### Your goal
Return each line of the listing that contains the string "full".

### Raw data
● ● ● ● ● ● ●

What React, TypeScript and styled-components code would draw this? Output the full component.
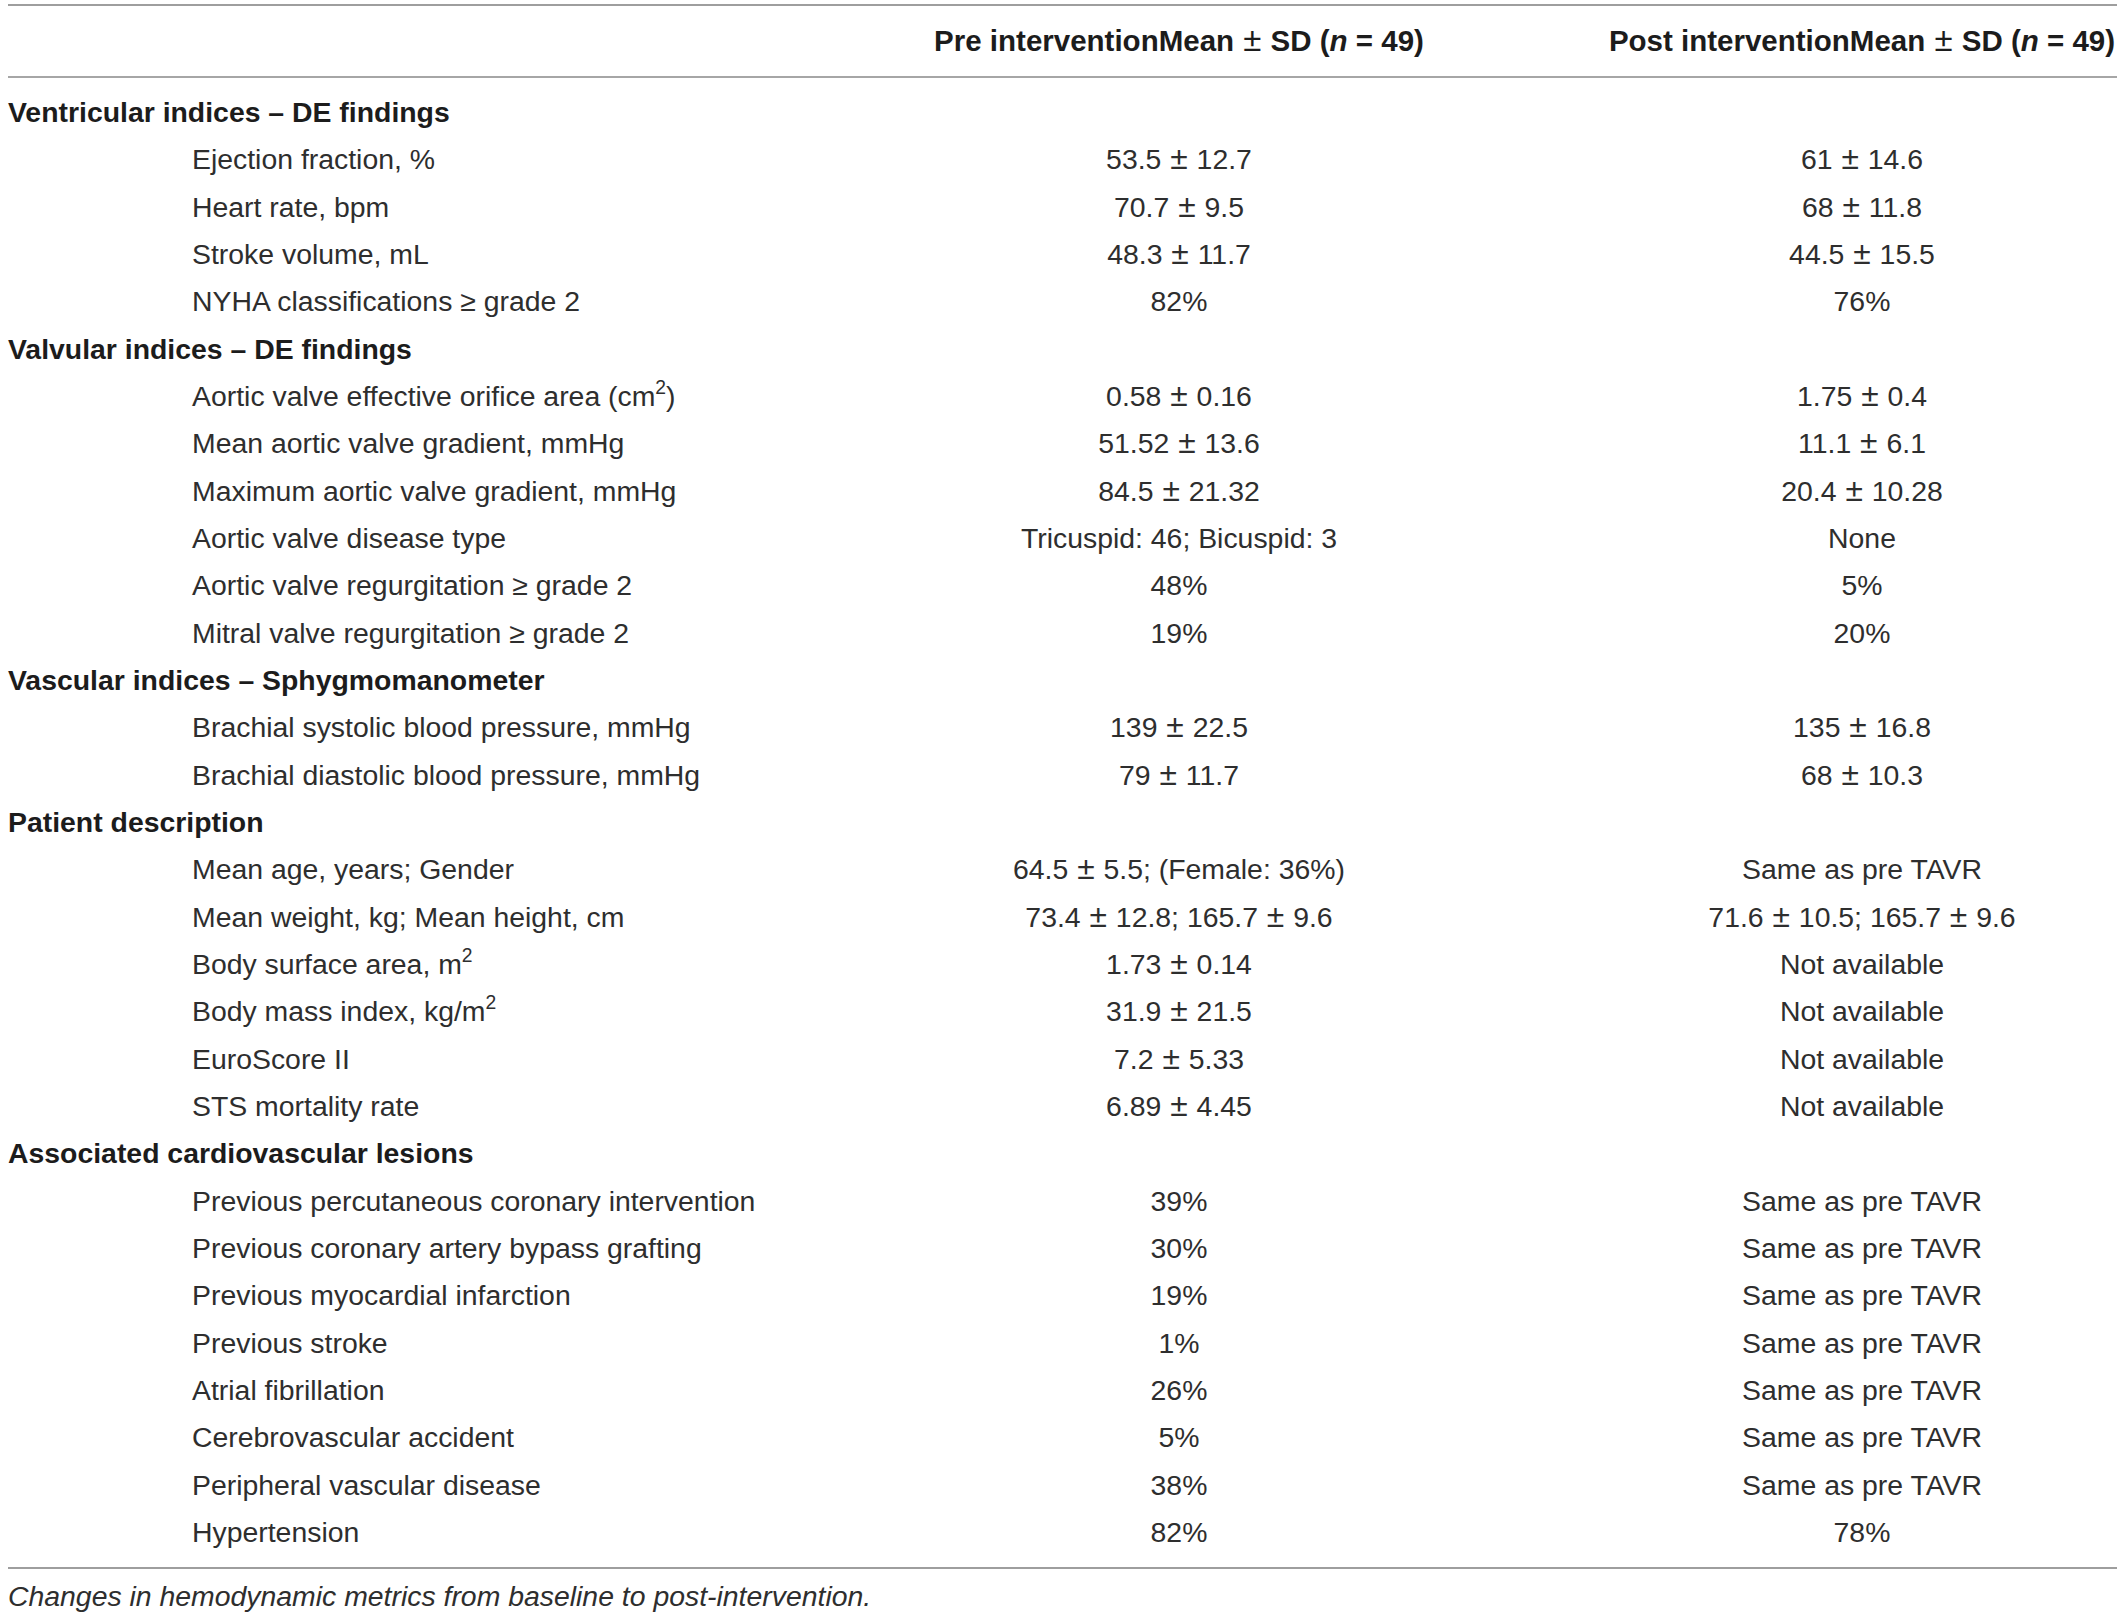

● ● ● ● ● ● ●

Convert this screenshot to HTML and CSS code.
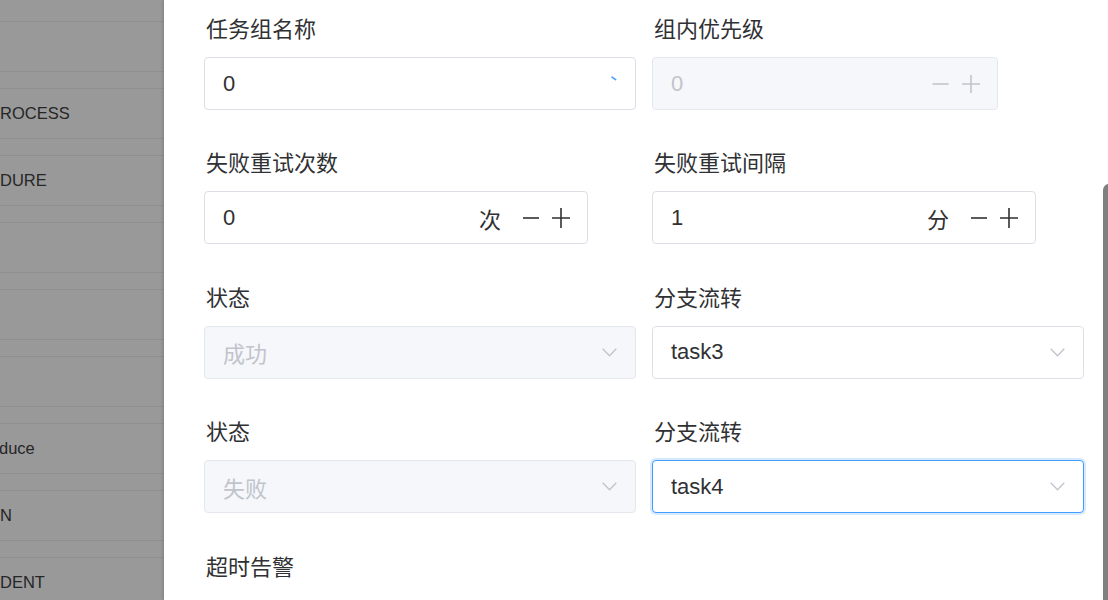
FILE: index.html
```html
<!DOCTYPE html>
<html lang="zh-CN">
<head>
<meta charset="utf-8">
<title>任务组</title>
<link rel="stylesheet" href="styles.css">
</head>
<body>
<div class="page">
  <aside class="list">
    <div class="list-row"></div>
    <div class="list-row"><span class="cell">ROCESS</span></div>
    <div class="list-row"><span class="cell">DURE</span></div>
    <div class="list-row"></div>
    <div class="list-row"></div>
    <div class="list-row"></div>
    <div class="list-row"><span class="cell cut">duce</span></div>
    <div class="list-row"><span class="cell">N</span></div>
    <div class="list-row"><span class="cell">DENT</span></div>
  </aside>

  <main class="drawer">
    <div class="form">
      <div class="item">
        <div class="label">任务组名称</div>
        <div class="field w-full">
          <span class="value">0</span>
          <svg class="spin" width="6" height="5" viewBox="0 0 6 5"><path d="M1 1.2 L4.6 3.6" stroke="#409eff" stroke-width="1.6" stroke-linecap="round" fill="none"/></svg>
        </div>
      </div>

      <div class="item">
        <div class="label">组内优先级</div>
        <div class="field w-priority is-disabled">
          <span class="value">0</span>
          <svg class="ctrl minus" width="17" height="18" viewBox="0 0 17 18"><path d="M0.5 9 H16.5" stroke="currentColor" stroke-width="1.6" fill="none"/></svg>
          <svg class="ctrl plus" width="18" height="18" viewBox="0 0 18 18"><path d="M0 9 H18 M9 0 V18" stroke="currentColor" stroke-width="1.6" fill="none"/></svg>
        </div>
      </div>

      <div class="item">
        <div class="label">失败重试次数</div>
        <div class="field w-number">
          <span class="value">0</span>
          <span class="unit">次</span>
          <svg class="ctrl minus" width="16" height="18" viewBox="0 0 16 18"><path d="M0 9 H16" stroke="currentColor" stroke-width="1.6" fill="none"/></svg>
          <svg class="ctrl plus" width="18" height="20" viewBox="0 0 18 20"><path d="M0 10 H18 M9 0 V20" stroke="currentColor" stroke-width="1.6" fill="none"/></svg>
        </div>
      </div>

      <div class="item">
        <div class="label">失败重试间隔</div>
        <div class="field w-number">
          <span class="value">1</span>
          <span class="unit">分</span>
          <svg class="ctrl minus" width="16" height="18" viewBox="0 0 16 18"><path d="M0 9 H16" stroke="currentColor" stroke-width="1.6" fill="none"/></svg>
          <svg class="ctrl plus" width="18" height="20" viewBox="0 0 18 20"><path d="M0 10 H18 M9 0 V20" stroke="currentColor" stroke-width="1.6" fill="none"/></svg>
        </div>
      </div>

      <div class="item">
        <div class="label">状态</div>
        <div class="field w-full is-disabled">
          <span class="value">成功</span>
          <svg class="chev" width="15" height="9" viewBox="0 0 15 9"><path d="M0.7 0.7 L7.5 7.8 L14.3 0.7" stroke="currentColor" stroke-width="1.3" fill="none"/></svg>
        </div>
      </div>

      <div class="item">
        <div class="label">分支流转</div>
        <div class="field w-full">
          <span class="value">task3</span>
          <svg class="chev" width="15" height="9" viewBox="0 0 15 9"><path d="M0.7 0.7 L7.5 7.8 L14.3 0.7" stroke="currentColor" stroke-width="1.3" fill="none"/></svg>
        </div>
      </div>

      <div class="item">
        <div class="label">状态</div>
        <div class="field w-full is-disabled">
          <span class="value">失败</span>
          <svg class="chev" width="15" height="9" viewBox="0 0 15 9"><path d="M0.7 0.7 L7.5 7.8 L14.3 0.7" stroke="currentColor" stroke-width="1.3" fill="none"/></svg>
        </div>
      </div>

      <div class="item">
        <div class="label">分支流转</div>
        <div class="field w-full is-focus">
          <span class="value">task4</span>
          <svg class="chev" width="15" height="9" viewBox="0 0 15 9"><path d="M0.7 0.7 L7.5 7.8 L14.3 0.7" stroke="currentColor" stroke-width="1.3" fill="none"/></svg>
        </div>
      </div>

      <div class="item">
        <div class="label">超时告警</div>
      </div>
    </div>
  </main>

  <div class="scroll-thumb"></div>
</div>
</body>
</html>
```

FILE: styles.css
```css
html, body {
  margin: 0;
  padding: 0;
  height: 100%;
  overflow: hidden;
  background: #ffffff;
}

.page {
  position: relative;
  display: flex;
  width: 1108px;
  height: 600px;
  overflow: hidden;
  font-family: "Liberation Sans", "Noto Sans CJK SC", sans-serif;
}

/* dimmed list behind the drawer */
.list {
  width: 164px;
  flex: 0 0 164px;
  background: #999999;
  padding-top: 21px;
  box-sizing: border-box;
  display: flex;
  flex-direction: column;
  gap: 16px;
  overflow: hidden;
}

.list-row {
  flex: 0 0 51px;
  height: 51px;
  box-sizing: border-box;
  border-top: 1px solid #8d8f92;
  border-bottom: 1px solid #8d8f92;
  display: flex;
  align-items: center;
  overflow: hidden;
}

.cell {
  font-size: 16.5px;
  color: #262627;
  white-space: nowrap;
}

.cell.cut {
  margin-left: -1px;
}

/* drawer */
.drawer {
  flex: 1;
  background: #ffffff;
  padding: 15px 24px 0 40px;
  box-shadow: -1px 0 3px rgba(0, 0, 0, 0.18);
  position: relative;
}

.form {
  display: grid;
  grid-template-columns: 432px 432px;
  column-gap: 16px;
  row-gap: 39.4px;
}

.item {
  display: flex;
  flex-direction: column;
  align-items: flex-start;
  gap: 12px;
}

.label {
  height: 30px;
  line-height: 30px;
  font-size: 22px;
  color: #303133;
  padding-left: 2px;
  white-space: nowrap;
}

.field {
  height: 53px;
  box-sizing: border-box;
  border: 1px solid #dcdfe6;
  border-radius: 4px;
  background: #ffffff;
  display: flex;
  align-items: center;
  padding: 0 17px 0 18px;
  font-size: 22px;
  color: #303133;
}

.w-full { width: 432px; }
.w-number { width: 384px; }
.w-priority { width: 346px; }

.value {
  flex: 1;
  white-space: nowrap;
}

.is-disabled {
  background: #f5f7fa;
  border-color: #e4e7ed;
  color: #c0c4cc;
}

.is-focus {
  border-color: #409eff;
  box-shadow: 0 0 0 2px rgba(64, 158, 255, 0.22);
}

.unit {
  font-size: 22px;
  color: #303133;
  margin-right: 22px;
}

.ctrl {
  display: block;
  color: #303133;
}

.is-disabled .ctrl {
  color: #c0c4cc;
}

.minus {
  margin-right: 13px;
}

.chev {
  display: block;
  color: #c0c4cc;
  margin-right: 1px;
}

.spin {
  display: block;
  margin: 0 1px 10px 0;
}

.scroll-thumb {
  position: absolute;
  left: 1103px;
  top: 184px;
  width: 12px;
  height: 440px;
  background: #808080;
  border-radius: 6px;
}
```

● ● ● ● ● ● ●

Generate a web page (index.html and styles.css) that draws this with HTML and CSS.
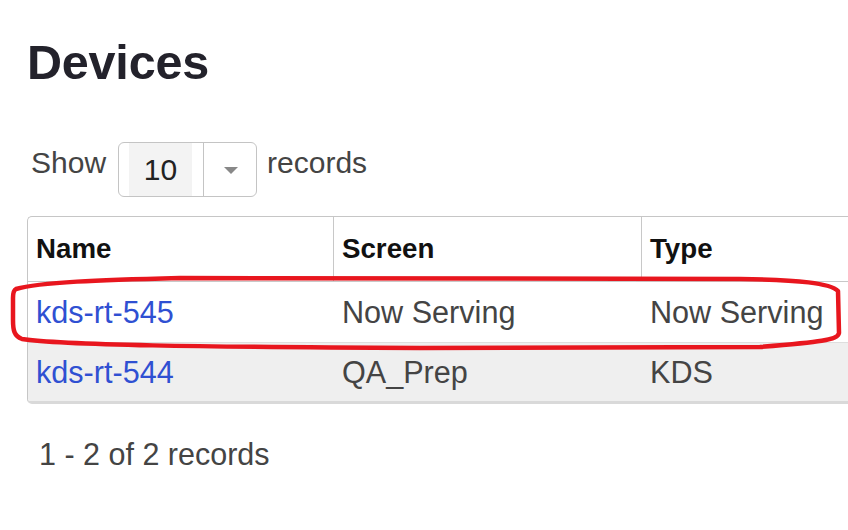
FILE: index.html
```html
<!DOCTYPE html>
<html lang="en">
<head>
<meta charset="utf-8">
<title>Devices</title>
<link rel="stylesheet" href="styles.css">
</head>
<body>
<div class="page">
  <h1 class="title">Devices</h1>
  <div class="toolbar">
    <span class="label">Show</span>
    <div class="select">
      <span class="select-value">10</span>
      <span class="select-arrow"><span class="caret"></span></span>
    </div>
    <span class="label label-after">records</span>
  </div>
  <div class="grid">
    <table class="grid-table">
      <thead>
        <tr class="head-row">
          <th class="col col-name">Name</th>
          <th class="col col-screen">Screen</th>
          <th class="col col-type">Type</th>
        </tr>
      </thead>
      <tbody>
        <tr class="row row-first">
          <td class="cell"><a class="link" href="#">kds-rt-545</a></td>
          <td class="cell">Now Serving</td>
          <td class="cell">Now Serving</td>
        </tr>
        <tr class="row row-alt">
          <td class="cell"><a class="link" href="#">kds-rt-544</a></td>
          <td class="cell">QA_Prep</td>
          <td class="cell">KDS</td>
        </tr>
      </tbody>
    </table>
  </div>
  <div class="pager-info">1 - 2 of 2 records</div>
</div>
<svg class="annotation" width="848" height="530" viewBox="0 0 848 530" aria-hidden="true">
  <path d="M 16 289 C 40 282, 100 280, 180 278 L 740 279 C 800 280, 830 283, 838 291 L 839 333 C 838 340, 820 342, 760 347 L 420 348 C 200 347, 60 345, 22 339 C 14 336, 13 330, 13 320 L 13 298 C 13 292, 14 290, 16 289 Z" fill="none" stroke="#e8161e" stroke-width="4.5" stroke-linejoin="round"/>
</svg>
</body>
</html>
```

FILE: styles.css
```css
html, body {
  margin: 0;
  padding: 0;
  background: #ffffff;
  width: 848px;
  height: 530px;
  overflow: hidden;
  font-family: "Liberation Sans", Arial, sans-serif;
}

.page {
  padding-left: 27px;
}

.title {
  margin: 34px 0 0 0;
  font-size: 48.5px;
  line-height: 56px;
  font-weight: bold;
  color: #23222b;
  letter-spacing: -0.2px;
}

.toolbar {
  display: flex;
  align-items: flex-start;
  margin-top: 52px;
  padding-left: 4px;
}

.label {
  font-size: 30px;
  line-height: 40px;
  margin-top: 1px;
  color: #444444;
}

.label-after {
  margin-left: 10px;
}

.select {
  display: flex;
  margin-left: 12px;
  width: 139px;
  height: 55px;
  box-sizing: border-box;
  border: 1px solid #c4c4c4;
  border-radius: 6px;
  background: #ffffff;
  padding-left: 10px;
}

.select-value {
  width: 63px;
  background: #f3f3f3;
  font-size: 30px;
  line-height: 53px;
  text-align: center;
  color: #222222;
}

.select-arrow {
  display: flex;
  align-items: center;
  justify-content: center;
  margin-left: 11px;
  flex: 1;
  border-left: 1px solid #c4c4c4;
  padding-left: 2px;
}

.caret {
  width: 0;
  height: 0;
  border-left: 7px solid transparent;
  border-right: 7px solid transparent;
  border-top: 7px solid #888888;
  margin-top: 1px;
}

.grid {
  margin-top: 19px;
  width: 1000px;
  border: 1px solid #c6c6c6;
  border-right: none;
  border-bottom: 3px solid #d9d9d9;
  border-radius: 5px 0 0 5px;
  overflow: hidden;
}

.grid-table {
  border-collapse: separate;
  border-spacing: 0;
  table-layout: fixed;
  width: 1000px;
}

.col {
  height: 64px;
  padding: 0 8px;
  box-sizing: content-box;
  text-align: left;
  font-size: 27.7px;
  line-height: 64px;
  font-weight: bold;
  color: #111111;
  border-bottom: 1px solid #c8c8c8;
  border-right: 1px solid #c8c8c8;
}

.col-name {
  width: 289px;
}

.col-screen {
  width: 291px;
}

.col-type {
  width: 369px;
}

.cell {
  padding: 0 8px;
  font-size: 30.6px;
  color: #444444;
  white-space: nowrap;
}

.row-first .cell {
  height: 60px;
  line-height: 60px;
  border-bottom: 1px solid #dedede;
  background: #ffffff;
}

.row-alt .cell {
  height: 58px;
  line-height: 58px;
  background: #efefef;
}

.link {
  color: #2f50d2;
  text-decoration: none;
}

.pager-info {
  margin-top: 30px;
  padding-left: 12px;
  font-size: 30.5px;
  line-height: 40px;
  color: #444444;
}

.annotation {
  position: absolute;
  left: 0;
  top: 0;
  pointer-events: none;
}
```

● ● ● ● ● ● ●

### In response
What React, TypeScript and styled-components code would draw this? Output the full component.
        <div class="field w-full">
        <div class="field w-full is-disabled">
        <div class="field w-full">
        <div class="field w-full is-disabled">
        <div class="field w-full is-focus">
.w-full { width: 432px; }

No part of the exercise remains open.